(begin)

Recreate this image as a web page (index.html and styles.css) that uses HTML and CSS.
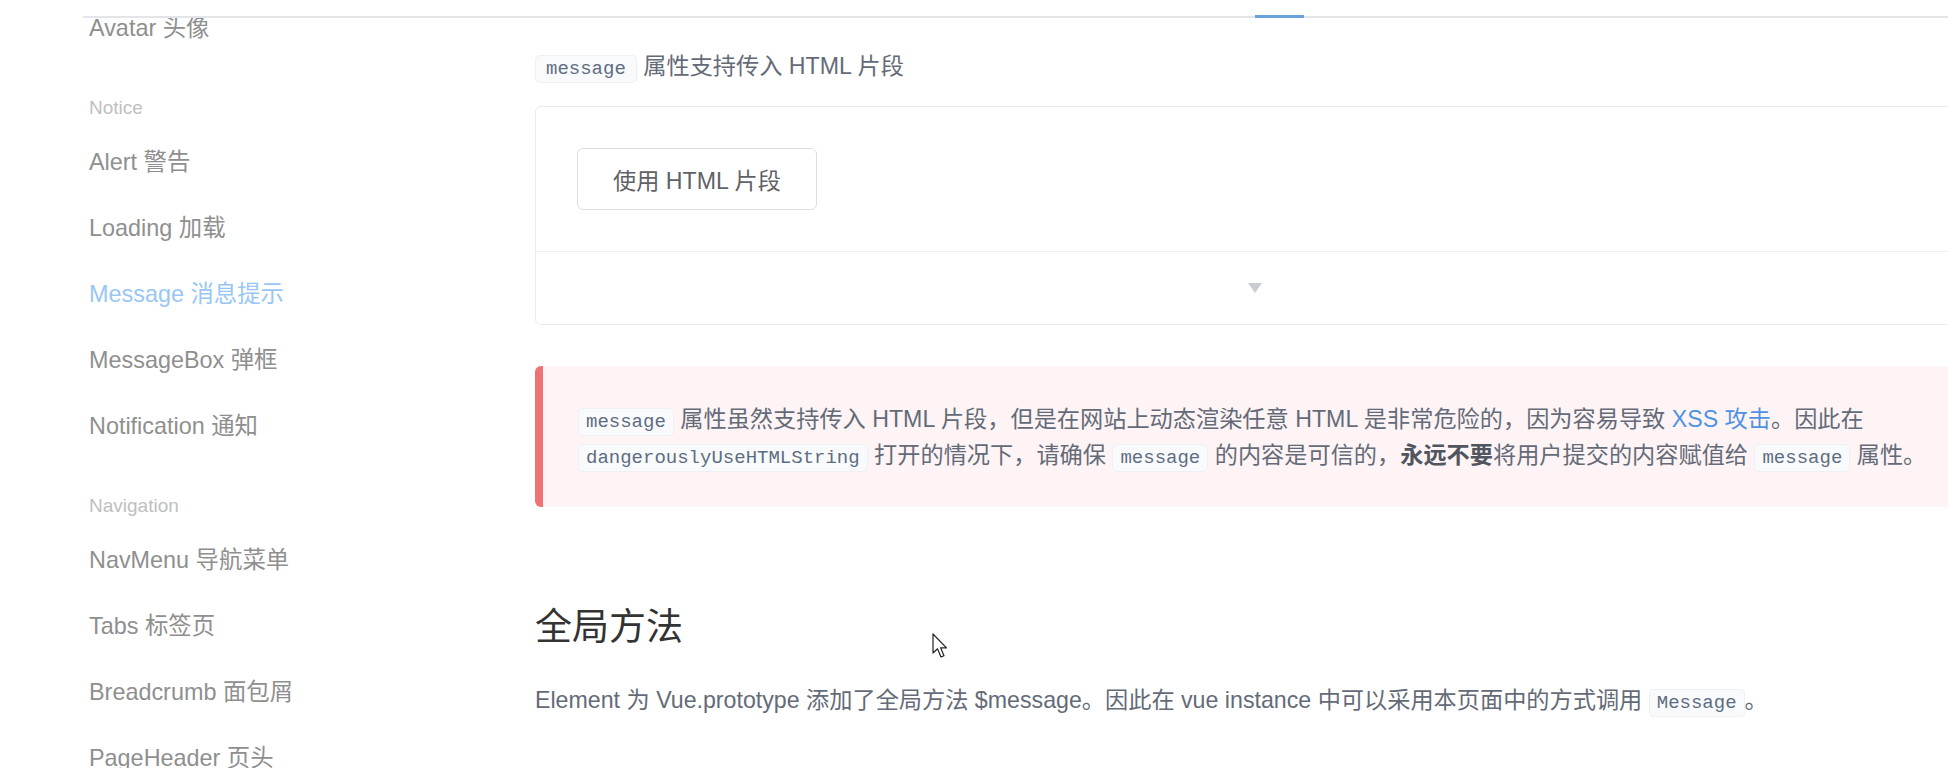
FILE: index.html
```html
<!DOCTYPE html>
<html lang="zh-CN">
<head>
    <meta charset="UTF-8">
    <meta name="viewport" content="width=device-width, initial-scale=1.0">
    <title>Message 消息提示</title>
    <link rel="stylesheet" href="styles.css">
</head>
<body>
    <header class="topbar">
        <div class="tab-active"></div>
    </header>
    <div class="page">
        <aside class="sidebar">
            <ul class="nav-list">
                <li class="nav-item">Avatar 头像</li>
                <li class="nav-group">Notice</li>
                <li class="nav-item">Alert 警告</li>
                <li class="nav-item">Loading 加载</li>
                <li class="nav-item active">Message 消息提示</li>
                <li class="nav-item">MessageBox 弹框</li>
                <li class="nav-item">Notification 通知</li>
                <li class="nav-group">Navigation</li>
                <li class="nav-item">NavMenu 导航菜单</li>
                <li class="nav-item">Tabs 标签页</li>
                <li class="nav-item">Breadcrumb 面包屑</li>
                <li class="nav-item">PageHeader 页头</li>
            </ul>
        </aside>
        <main class="content">
            <p class="intro"><code>message</code> 属性支持传入 HTML 片段</p>

            <div class="demo-block">
                <div class="source">
                    <button class="el-button">使用 HTML 片段</button>
                </div>
                <div class="demo-control">
                    <span class="caret"></span>
                </div>
            </div>

            <div class="tip-danger">
                <p><code>message</code> 属性虽然支持传入 HTML 片段，但是在网站上动态渲染任意 HTML 是非常危险的，因为容易导致 <a href="#">XSS 攻击</a>。因此在 <code>dangerouslyUseHTMLString</code> 打开的情况下，请确保 <code>message</code> 的内容是可信的，<strong>永远不要</strong>将用户提交的内容赋值给 <code>message</code> 属性。</p>
            </div>

            <h3>全局方法</h3>
            <p class="text">Element 为 Vue.prototype 添加了全局方法 $message。因此在 vue instance 中可以采用本页面中的方式调用 <code>Message</code>。</p>

            <svg class="cursor" width="16" height="26" viewBox="0 0 16 26">
                <path d="M1 1 L1 20 L5.5 15.8 L9 24 L12 22.7 L8.6 14.8 L14.5 14.8 Z" fill="#fff" stroke="#222" stroke-width="1.2" stroke-linejoin="round"/>
            </svg>
        </main>
    </div>
</body>
</html>
```

FILE: styles.css
```css
body {
    margin: 0;
    padding: 0;
    background-color: #fff;
    font-family: "Liberation Sans", "Noto Sans CJK SC", sans-serif;
    overflow: hidden;
}
.topbar {
    display: flex;
    align-items: flex-end;
    height: 18px;
    margin-left: 83px;
    box-sizing: border-box;
    border-bottom: 2px solid #e3e5e9;
}
.tab-active {
    width: 49px;
    height: 3px;
    margin-left: 1172px;
    margin-bottom: -2px;
    background-color: #6aa2dc;
}
.page {
    display: flex;
    height: 750px;
}
.sidebar {
    width: 535px;
    flex: none;
    padding-left: 89px;
    box-sizing: border-box;
    overflow: hidden;
}
.nav-list {
    list-style: none;
    margin: -23px 0 0;
    padding: 0;
}
.nav-item {
    height: 66px;
    line-height: 66px;
    font-size: 23.4px;
    color: #8f8f8f;
    white-space: nowrap;
}
.nav-item.active {
    color: #98c7f4;
}
.nav-group {
    margin: 34px 0 8px;
    line-height: 26px;
    font-size: 19px;
    color: #bfbfbf;
}
.content {
    position: relative;
    width: 1440px;
    flex: none;
    color: #646b78;
    font-size: 23.2px;
}
code {
    font-family: "Liberation Mono", monospace;
    font-size: 19px;
    line-height: 1;
    color: #5e6d82;
    background-color: #f9fafc;
    border: 1px solid #eef0f6;
    border-radius: 5px;
    padding: 2px 7px;
}
.intro {
    margin: 30px 0 0;
    line-height: 36px;
}
.intro code {
    padding: 2px 10px;
}
.demo-block {
    margin-top: 22px;
    border: 1px solid #ebebeb;
    border-radius: 6px;
}
.source {
    padding: 41px;
}
.el-button {
    display: block;
    height: 62px;
    padding: 0 35px;
    font-family: "Liberation Sans", "Noto Sans CJK SC", sans-serif;
    font-size: 23.2px;
    color: #5f6266;
    background-color: #fff;
    border: 1px solid #dcdfe6;
    border-radius: 6px;
}
.demo-control {
    display: flex;
    justify-content: center;
    align-items: center;
    height: 72px;
    border-top: 1px solid #eceef2;
}
.caret {
    width: 0;
    height: 0;
    border-left: 7px solid transparent;
    border-right: 7px solid transparent;
    border-top: 10px solid #c9cdd3;
}
.tip-danger {
    margin-top: 41px;
    padding: 35px 20px 34px 35px;
    background-color: #fef4f5;
    border-left: 8px solid #f07275;
    border-radius: 6px;
}
.tip-danger p {
    margin: 0;
    line-height: 36px;
}
.tip-danger a {
    color: #4f93e0;
    text-decoration: none;
}
.tip-danger strong {
    color: #505560;
}
h3 {
    margin: 96px 0 0;
    font-size: 37px;
    font-weight: normal;
    line-height: 50px;
    color: #333;
}
.text {
    margin: 29px 0 0;
    line-height: 36px;
}
.cursor {
    position: absolute;
    left: 397px;
    top: 615px;
}
```
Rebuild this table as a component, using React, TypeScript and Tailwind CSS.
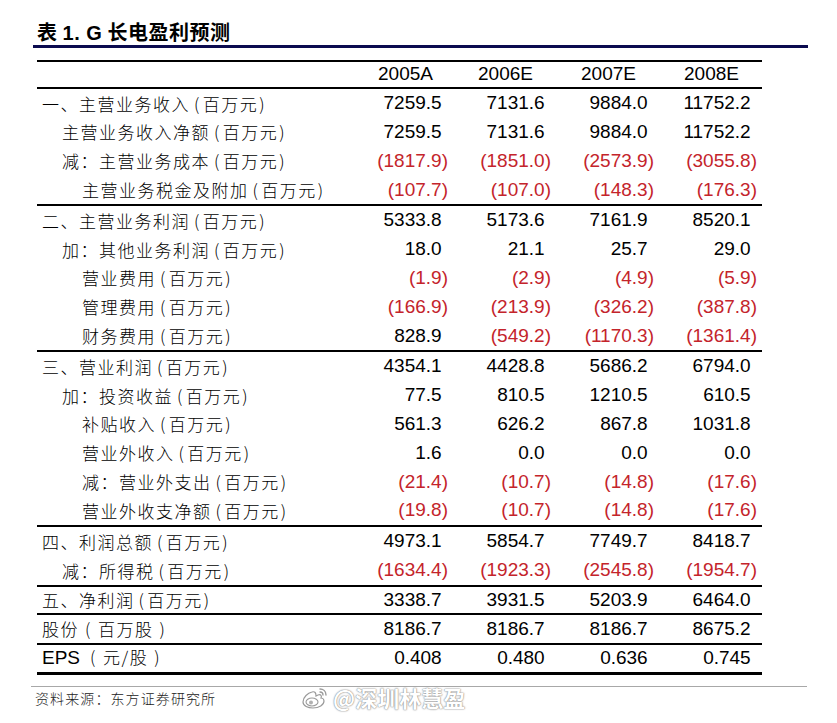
type Row = { label: string; indent: number; values: string[] }

const groups: { rowClass: string; rows: Row[] }[] = [
  {
    rowClass: "h-[28.8px]",
    rows: [
      { label: "一、主营业务收入(百万元)", indent: 0, values: ["7259.5", "7131.6", "9884.0", "11752.2"] },
      { label: "主营业务收入净额(百万元)", indent: 1, values: ["7259.5", "7131.6", "9884.0", "11752.2"] },
      { label: "减：主营业务成本(百万元)", indent: 1, values: ["(1817.9)", "(1851.0)", "(2573.9)", "(3055.8)"] },
      { label: "主营业务税金及附加(百万元)", indent: 2, values: ["(107.7)", "(107.0)", "(148.3)", "(176.3)"] },
    ],
  },
  {
    rowClass: "h-[28.8px]",
    rows: [
      { label: "二、主营业务利润(百万元)", indent: 0, values: ["5333.8", "5173.6", "7161.9", "8520.1"] },
      { label: "加：其他业务利润(百万元)", indent: 1, values: ["18.0", "21.1", "25.7", "29.0"] },
      { label: "营业费用(百万元)", indent: 2, values: ["(1.9)", "(2.9)", "(4.9)", "(5.9)"] },
      { label: "管理费用(百万元)", indent: 2, values: ["(166.9)", "(213.9)", "(326.2)", "(387.8)"] },
      { label: "财务费用(百万元)", indent: 2, values: ["828.9", "(549.2)", "(1170.3)", "(1361.4)"] },
    ],
  },
  {
    rowClass: "h-[28.8px]",
    rows: [
      { label: "三、营业利润(百万元)", indent: 0, values: ["4354.1", "4428.8", "5686.2", "6794.0"] },
      { label: "加：投资收益(百万元)", indent: 1, values: ["77.5", "810.5", "1210.5", "610.5"] },
      { label: "补贴收入(百万元)", indent: 2, values: ["561.3", "626.2", "867.8", "1031.8"] },
      { label: "营业外收入(百万元)", indent: 2, values: ["1.6", "0.0", "0.0", "0.0"] },
      { label: "减：营业外支出(百万元)", indent: 2, values: ["(21.4)", "(10.7)", "(14.8)", "(17.6)"] },
      { label: "营业外收支净额(百万元)", indent: 2, values: ["(19.8)", "(10.7)", "(14.8)", "(17.6)"] },
    ],
  },
  {
    rowClass: "h-[29px]",
    rows: [
      { label: "四、利润总额(百万元)", indent: 0, values: ["4973.1", "5854.7", "7749.7", "8418.7"] },
      { label: "减：所得税(百万元)", indent: 1, values: ["(1634.4)", "(1923.3)", "(2545.8)", "(1954.7)"] },
    ],
  },
  {
    rowClass: "h-[26px]",
    rows: [{ label: "五、净利润(百万元)", indent: 0, values: ["3338.7", "3931.5", "5203.9", "6464.0"] }],
  },
  {
    rowClass: "h-[28px]",
    rows: [{ label: "股份（百万股）", indent: 0, values: ["8186.7", "8186.7", "8186.7", "8675.2"] }],
  },
  {
    rowClass: "h-[27px]",
    rows: [{ label: "EPS（元/股）", indent: 0, values: ["0.408", "0.480", "0.636", "0.745"] }],
  },
]

const years = ["2005A", "2006E", "2007E", "2008E"]
const indents = ["pl-[5px]", "pl-[25px]", "pl-[45px]"]

const cjk = "font-['Noto_Sans_CJK_SC',sans-serif]"
const latin = "font-['Liberation_Sans',Arial,sans-serif]"
const num = `${latin} text-[19px]`

// the source uses roomy half-width parens; give them some air
function Label({ text }: { text: string }) {
  const parts = text.split(/([()（）]|EPS)/).filter(Boolean)
  return (
    <>
      {parts.map((p, i) => {
        if (p === "(") return <span key={i} className="ml-[4px] mr-[2px]">(</span>
        if (p === ")") return <span key={i} className="ml-[1px]">)</span>
        if (p === "（" || p === "）")
          return <span key={i} className="inline-block w-[19px] text-center">{p === "（" ? "(" : ")"}</span>
        if (p === "EPS") return <span key={i} className={`${latin} text-[19px] tracking-normal mr-[4px]`}>EPS</span>
        return <span key={i}>{p}</span>
      })}
    </>
  )
}

function Value({ v }: { v: string }) {
  const negative = v.startsWith("(")
  return (
    <div className={`w-[103px] text-right ${num} ${negative ? "text-[#c4242b]" : "text-black"}`}>
      {v}
      {!negative && <span className="invisible">)</span>}
    </div>
  )
}

function WeiboMark() {
  return (
    <svg width="30" height="24" viewBox="0 0 30 24" fill="none">
      <path
        d="M12 6c-4 1-9 5-9 10 0 4 5 6 10 6 6 0 11-3 11-7 0-2-2-3-3-3 1-2 0-4-3-3l-2 1c0-3-1-5-4-4z"
        fill="white"
        stroke="#9a9a9a"
        strokeWidth="1.2"
      />
      <ellipse cx="12" cy="16" rx="6" ry="4" fill="white" stroke="#9a9a9a" strokeWidth="1.1" />
      <circle cx="11" cy="16.5" r="2" fill="#b0b0b0" />
      <path d="M20 3c3 0 6 2 6 6" stroke="#9a9a9a" strokeWidth="1.4" strokeLinecap="round" />
      <path d="M20 6c1.5 0 3 1 3 3" stroke="#9a9a9a" strokeWidth="1.3" strokeLinecap="round" />
    </svg>
  )
}

export default function App() {
  return (
    <div className="w-[837px] h-[723px] bg-white overflow-hidden">
      {/* Title */}
      <div className="pt-[20px] pl-[37px] h-[44px]">
        <div className={`text-[20px] leading-[24px] font-bold text-black tracking-[0.5px] ${cjk}`}>
          表 <span className={latin}>1. G</span> 长电盈利预测
        </div>
      </div>
      <div className="ml-[33px] mt-[1px] w-[775px] h-[3px] bg-[#0b0b4f]" />

      {/* Table */}
      <div className="ml-[37px] mt-[12px] w-[725px] border-t-2 border-black">
        <div className="flex items-center h-[27px] border-b-2 border-black">
          <div className="w-[308px]" />
          {years.map((y, i) => (
            <div key={y} className={`w-[103px] text-right ${num} ${i === 0 ? "pr-[15px]" : "pr-[18px]"}`}>
              {y}
            </div>
          ))}
        </div>
        {groups.map((g, gi) => (
          <div
            key={gi}
            className={gi === groups.length - 1 ? "border-b-[3px] border-black" : "border-b-2 border-black"}
          >
            {g.rows.map((r) => (
              <div key={r.label} className={`flex items-center ${g.rowClass}`}>
                <div
                  className={`w-[308px] ${indents[r.indent]} ${cjk} font-light text-[17px] tracking-[1.5px] text-black whitespace-nowrap`}
                >
                  <Label text={r.label} />
                </div>
                {r.values.map((v, i) => (
                  <Value key={i} v={v} />
                ))}
              </div>
            ))}
          </div>
        ))}
      </div>

      {/* Footer */}
      <div className="ml-[31px] mt-[11px] w-[776px] h-px bg-[#a8a8a8]" />
      <div className="flex items-center h-[24px]">
        <div className={`pl-[35px] w-[300px] text-[14px] tracking-[1.1px] text-[#222] font-light ${cjk}`}>
          资料来源：东方证券研究所
        </div>
        <div className="flex items-center gap-[3px] -mt-[2px]">
          <WeiboMark />
          <span className={`text-[22px] text-white font-bold ${cjk} [text-shadow:0_0_1px_#777,0_0_2px_#999]`}>
            @深圳林慧盈
          </span>
        </div>
      </div>
    </div>
  )
}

(end)

## Required task
Go through the records and copy each line with "index" in it.

## Answer
Recreate this image as a web page (index.html and styles.css) that uses HTML and CSS.
FILE: index.html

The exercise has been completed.